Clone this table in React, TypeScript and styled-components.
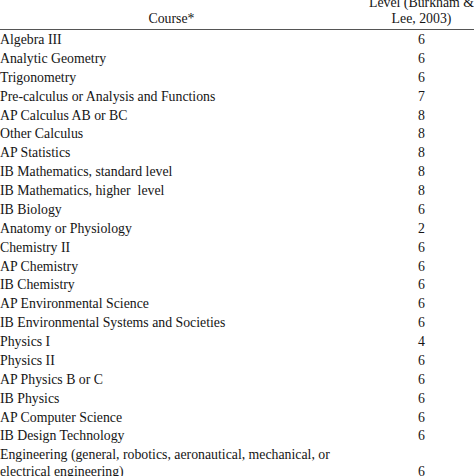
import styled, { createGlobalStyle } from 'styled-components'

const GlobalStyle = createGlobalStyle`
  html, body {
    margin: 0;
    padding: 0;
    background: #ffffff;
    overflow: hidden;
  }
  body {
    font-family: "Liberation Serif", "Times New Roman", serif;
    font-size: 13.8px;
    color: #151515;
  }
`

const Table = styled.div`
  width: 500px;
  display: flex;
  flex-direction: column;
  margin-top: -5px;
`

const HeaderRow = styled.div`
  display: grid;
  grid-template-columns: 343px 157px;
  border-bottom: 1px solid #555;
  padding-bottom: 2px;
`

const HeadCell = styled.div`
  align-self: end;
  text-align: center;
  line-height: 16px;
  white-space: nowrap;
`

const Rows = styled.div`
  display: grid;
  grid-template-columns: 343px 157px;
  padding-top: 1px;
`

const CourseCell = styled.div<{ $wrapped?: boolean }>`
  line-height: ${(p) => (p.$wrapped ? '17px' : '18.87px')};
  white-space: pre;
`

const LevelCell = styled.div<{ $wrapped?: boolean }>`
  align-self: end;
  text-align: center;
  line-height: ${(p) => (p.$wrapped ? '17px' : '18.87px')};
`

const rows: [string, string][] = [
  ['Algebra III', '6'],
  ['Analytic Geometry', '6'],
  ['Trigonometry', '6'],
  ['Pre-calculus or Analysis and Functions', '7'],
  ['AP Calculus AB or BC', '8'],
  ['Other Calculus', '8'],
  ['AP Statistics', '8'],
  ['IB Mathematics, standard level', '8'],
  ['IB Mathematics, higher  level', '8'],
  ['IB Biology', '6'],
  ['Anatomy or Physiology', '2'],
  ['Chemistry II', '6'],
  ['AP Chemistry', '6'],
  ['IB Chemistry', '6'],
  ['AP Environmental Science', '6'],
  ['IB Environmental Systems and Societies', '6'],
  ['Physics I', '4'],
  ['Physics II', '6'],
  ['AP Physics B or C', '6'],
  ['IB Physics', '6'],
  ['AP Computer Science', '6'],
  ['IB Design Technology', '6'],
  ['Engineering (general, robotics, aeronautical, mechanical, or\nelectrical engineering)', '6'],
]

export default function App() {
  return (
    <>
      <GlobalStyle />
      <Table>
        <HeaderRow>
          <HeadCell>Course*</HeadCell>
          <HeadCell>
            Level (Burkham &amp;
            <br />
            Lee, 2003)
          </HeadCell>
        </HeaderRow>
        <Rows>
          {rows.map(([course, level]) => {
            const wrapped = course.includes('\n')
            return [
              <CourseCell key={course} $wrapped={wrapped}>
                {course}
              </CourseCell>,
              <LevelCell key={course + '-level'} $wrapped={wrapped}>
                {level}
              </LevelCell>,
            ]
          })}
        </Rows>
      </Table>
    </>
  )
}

• **WHAT IS ASKED**
Locate the string "components" in the listing above and copy every line where it occurs.

• **CORRECT OUTPUT**
Clone this table in React, TypeScript and styled-components.
import styled, { createGlobalStyle } from 'styled-components'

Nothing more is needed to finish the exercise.